Renewable energies a growing segment of power picture

The sunny skies of western Colorado and eastern Utah along Energy Alley are a powerful source of energy awaiting capture.

Heat trapped underground, likewise, is waiting to be turned to use on the surface.

Renewable-energy advocates also are looking anew at the energy generated when water runs downhill and when the wind blows.

From a proposed solar generation site in Green River, Utah, to a multisource energy park in Rifle, governments, utilities, entrepreneurs and some individuals are testing new methods of heating and lighting buildings and tapping into the electrical grid to sell, not use, electricity.

Grand Junction, according to, is the seventh-sunniest city in the United States, and Mesa State College says it will rely heavily on the city’s 300 sunny days a year to generate solar power.

The college has two solar-panel arrays, one on the new science building and one on the new North Avenue residence hall. A third array is to be constructed as part of the expansion of Saunders Fieldhouse. In all, those panels are to generate 130 kilowatts of electricity, and the college’s two-year plan includes generating an additional 1.2 megawatts of solar power.

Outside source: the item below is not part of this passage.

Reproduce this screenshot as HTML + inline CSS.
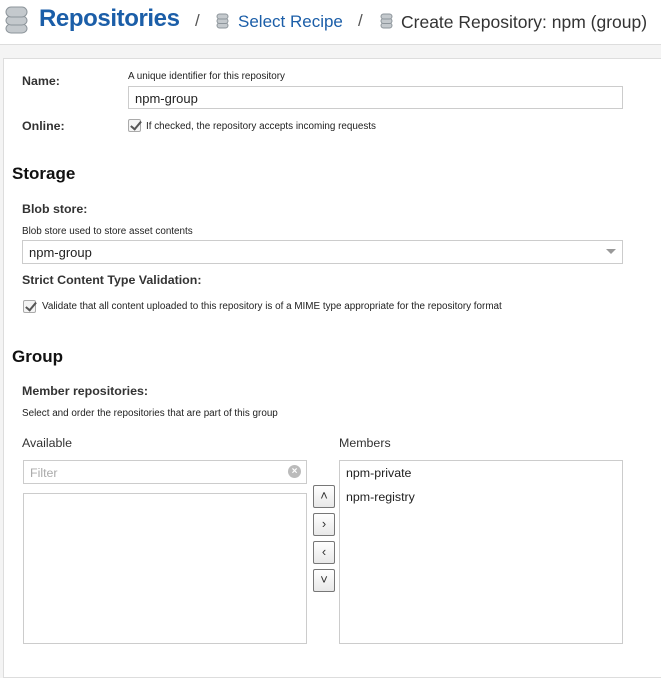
<!DOCTYPE html><html><head><style>
*{box-sizing:border-box;margin:0;padding:0}
body{width:661px;height:665px;overflow:hidden;background:#f4f4f4;font-family:"Liberation Sans",Arial,sans-serif;color:#222;position:relative}
.a{position:absolute;white-space:nowrap}
.hdr{position:absolute;left:0;top:0;width:661px;height:45px;background:#fff;border-bottom:1px solid #ddd}
.panel{position:absolute;left:3px;top:58px;width:670px;height:620px;background:#fff;border:1px solid #ddd}
.lbl{font-size:12.4px;font-weight:bold;color:#333}
.help{font-size:9.9px;color:#222}
.box{position:absolute;border:1px solid #ccc;background:#fff}
.inp{font-size:13px;color:#222;padding:4px 0 0 6px}
.cb{position:absolute;width:13px;height:13px;border:1px solid #aaa;border-radius:2px;background:#f4f4f4}
.cb::after{content:"";position:absolute;left:4px;top:-1px;width:4px;height:9px;border:solid #555;border-width:0 2px 2px 0;transform:rotate(40deg)}
h2{position:absolute;font-size:17px;font-weight:bold;color:#111}
.btn{position:absolute;left:313px;width:22px;height:23px;border:1px solid #777;border-radius:2px;background:linear-gradient(#fff,#e8e8e8);font-size:13px;text-align:center;line-height:20px;color:#333}
</style></head><body>
<div class="hdr">
<svg class="a" style="left:5px;top:6px" width="23" height="28" viewBox="0 0 23 28"><g fill="#c4c9cd" stroke="#8d959b" stroke-width="1"><rect x="1" y="18" width="21" height="9" rx="5"/><rect x="1" y="10" width="21" height="9" rx="5"/><rect x="1" y="1" width="21" height="10" rx="5"/></g></svg>
<div class="a" style="left:39px;top:5px;font-size:24px;font-weight:bold;color:#1b5ea8;letter-spacing:-0.4px">Repositories</div>
<div class="a" style="left:195px;top:11px;font-size:17px;color:#555">/</div>
<svg class="a" style="left:216px;top:13px" width="13" height="16" viewBox="0 0 13 16"><g fill="#c4c9cd" stroke="#8d959b"><rect x="1" y="10" width="11" height="5" rx="2.5"/><rect x="1" y="5.5" width="11" height="5" rx="2.5"/><rect x="1" y="1" width="11" height="5" rx="2.5"/></g></svg>
<div class="a" style="left:238px;top:12px;font-size:17px;color:#1b5ea8">Select Recipe</div>
<div class="a" style="left:358px;top:11px;font-size:17px;color:#555">/</div>
<svg class="a" style="left:380px;top:13px" width="13" height="16" viewBox="0 0 13 16"><g fill="#c4c9cd" stroke="#8d959b"><rect x="1" y="10" width="11" height="5" rx="2.5"/><rect x="1" y="5.5" width="11" height="5" rx="2.5"/><rect x="1" y="1" width="11" height="5" rx="2.5"/></g></svg>
<div class="a" style="left:401px;top:12px;font-size:17.5px;color:#333">Create Repository: npm (group)</div>
</div>
<div class="panel"></div>
<div class="a lbl" style="left:22px;top:74px">Name:</div>
<div class="a help" style="left:128px;top:71px">A unique identifier for this repository</div>
<div class="box inp" style="left:128px;top:86px;width:495px;height:23px">npm-group</div>
<div class="a lbl" style="left:22px;top:119px">Online:</div>
<div class="cb" style="left:128px;top:119px"></div>
<div class="a help" style="left:146px;top:121px">If checked, the repository accepts incoming requests</div>
<h2 style="left:12px;top:164px">Storage</h2>
<div class="a lbl" style="left:22px;top:202px">Blob store:</div>
<div class="a help" style="left:22px;top:226px">Blob store used to store asset contents</div>
<div class="box inp" style="left:22px;top:240px;width:601px;height:24px">npm-group</div>
<div class="a" style="left:606px;top:249px;width:0;height:0;border-left:5px solid transparent;border-right:5px solid transparent;border-top:5px solid #999"></div>
<div class="a lbl" style="left:22px;top:273px">Strict Content Type Validation:</div>
<div class="cb" style="left:23px;top:300px"></div>
<div class="a help" style="left:42px;top:301px">Validate that all content uploaded to this repository is of a MIME type appropriate for the repository format</div>
<h2 style="left:12px;top:347px">Group</h2>
<div class="a lbl" style="left:22px;top:384px">Member repositories:</div>
<div class="a help" style="left:22px;top:408px">Select and order the repositories that are part of this group</div>
<div class="a" style="left:22px;top:436px;font-size:12.4px;color:#333">Available</div>
<div class="a" style="left:339px;top:436px;font-size:12.4px;color:#333">Members</div>
<div class="box" style="left:23px;top:460px;width:284px;height:24px;font-size:12.4px;color:#aaa;padding:5px 0 0 6px">Filter</div>
<div class="a" style="left:288px;top:465px;width:13px;height:13px;border-radius:50%;background:#bbb;color:#fff;font-size:10px;font-weight:bold;text-align:center;line-height:13px">×</div>
<div class="box" style="left:23px;top:493px;width:284px;height:151px"></div>
<div class="btn" style="top:485px">˄</div>
<div class="btn" style="top:513px">›</div>
<div class="btn" style="top:541px">‹</div>
<div class="btn" style="top:569px">˅</div>
<div class="box" style="left:339px;top:460px;width:284px;height:184px"></div>
<div class="a" style="left:346px;top:466px;font-size:12.4px">npm-private</div>
<div class="a" style="left:346px;top:490px;font-size:12.4px">npm-registry</div>
</body></html>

Solar power is at the heart of a test at the Cameo Station in De Beque Canyon. The coal-fired power plant is to be closed, but before that happens, Xcel Energy will test a 1-megawatt, partially solar power plant at the location.

The idea is to use the power of the sun to heat water, so less coal is needed to turn it to steam and spin the turbines that produce electricity.

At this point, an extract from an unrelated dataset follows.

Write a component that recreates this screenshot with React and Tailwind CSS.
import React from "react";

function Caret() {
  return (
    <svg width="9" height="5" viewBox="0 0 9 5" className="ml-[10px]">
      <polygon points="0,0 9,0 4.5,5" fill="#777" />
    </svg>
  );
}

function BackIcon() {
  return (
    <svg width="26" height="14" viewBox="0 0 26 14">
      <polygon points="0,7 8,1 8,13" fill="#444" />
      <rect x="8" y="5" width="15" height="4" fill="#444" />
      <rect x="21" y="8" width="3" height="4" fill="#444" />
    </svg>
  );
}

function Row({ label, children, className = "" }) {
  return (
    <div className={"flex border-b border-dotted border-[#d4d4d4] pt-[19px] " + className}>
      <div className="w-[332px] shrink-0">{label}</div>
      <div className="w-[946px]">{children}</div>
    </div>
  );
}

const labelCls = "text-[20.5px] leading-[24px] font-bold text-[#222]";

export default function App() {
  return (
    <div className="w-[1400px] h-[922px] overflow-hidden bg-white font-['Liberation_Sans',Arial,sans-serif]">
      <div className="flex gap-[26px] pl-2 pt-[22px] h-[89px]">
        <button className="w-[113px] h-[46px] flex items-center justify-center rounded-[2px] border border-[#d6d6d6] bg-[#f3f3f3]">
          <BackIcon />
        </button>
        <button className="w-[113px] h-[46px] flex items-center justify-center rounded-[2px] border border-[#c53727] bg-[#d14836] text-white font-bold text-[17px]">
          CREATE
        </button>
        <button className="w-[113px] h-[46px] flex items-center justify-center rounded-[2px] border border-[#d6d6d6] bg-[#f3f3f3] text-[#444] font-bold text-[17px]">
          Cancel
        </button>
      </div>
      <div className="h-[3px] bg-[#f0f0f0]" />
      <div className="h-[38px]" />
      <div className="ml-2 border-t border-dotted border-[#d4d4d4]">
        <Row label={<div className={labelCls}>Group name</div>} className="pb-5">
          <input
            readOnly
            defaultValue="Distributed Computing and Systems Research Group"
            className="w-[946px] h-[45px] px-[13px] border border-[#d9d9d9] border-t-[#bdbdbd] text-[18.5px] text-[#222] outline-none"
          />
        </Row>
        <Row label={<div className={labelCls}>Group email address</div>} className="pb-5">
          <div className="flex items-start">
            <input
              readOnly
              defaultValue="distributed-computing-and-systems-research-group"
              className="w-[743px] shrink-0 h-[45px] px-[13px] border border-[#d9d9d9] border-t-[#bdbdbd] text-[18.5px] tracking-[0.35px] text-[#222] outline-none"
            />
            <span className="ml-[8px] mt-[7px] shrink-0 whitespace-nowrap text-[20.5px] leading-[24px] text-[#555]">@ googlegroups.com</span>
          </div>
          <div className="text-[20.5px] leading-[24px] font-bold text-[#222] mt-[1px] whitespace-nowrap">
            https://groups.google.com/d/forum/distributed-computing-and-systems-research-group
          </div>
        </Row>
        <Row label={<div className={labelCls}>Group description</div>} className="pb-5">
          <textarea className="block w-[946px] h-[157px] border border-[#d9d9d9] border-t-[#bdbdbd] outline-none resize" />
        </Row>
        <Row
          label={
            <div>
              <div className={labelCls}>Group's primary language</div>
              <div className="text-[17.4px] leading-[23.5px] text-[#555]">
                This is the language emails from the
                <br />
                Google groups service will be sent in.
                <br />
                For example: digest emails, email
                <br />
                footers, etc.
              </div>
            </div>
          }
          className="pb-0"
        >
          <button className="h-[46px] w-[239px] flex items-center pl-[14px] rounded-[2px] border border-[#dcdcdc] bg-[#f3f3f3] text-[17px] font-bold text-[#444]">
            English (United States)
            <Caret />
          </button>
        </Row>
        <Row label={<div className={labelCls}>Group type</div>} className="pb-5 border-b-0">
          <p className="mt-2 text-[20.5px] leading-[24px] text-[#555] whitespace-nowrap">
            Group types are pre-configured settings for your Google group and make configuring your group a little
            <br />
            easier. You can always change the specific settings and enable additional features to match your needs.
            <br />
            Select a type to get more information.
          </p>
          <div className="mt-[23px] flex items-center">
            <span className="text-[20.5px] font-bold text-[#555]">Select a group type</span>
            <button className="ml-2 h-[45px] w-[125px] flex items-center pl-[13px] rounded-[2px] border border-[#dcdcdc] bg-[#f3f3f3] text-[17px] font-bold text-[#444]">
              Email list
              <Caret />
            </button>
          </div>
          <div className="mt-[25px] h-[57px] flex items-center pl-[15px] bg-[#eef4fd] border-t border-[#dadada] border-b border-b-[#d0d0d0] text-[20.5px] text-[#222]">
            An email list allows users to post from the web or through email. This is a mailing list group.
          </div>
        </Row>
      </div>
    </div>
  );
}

The test will extend the life of the Cameo Station by a year, but the entire facility will shut down when the test is complete.

Ute Water in Grand Junction and Delta-Montrose Electric Association each are looking to generate electricity from falls within water-delivery systems.

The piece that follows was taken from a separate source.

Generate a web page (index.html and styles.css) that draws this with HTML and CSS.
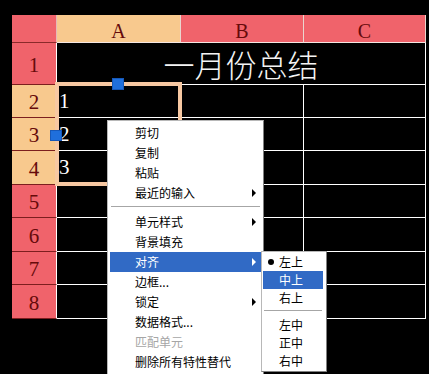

Ute filed a draft application in October with the Federal Energy Regulatory Commission seeking to install a 610-kilowatt generator on its raw water line leading into its treatment plant near Palisade.

The generator would produce enough electricity to operate the water-treatment plant, and any excess electricity would be sold to Xcel Energy, Joe Burtard of Ute Water said.

If the federal agency approves the application, Ute will order the turbine generator and begin construction with an eye toward putting the generator online in late 2011 or early 2012.

Delta-Montrose Electric Association, meanwhile, is applying to the U.S. Bureau of Reclamation to generate electricity as water diverted from the Gunnison River leaves the Gunnison Tunnel and falls to the South Canal.

The $30 million project would supply 6 megawatts of power on a seasonal basis. The Uncompahgre Valley Water Users don’t divert in the winter.

Still, it could generate up to 5 percent of the association’s current annual needs and be particularly helpful in meeting peak summertime needs, according Jim Heneghan, renewable-energy engineer for the association.

The idea has been around for years, Heneghan said, but it wasn’t until recently that it made economic sense.

“Now feasibility reports show it can produce power at or less than the cost to pay for itself,” Heneghan said. “In that respect, we couldn’t pass it up.”

At the far east end of the Grand Valley, meanwhile, a tower nearly 150 feet high is gathering information that could eventually attract a company to build a wind farm above Palisade that would catch the breeze from De Beque Canyon.

Wazee Energy of Denver will decide next year whether to install three other test towers, which it would monitor for three years before deciding whether to build a wind farm on the site.

The Bureau of Land Management then would conduct an environmental review, which would include an opportunity for public comment.

The entire process could take three or four years, BLM spokeswoman Erin Curtis said.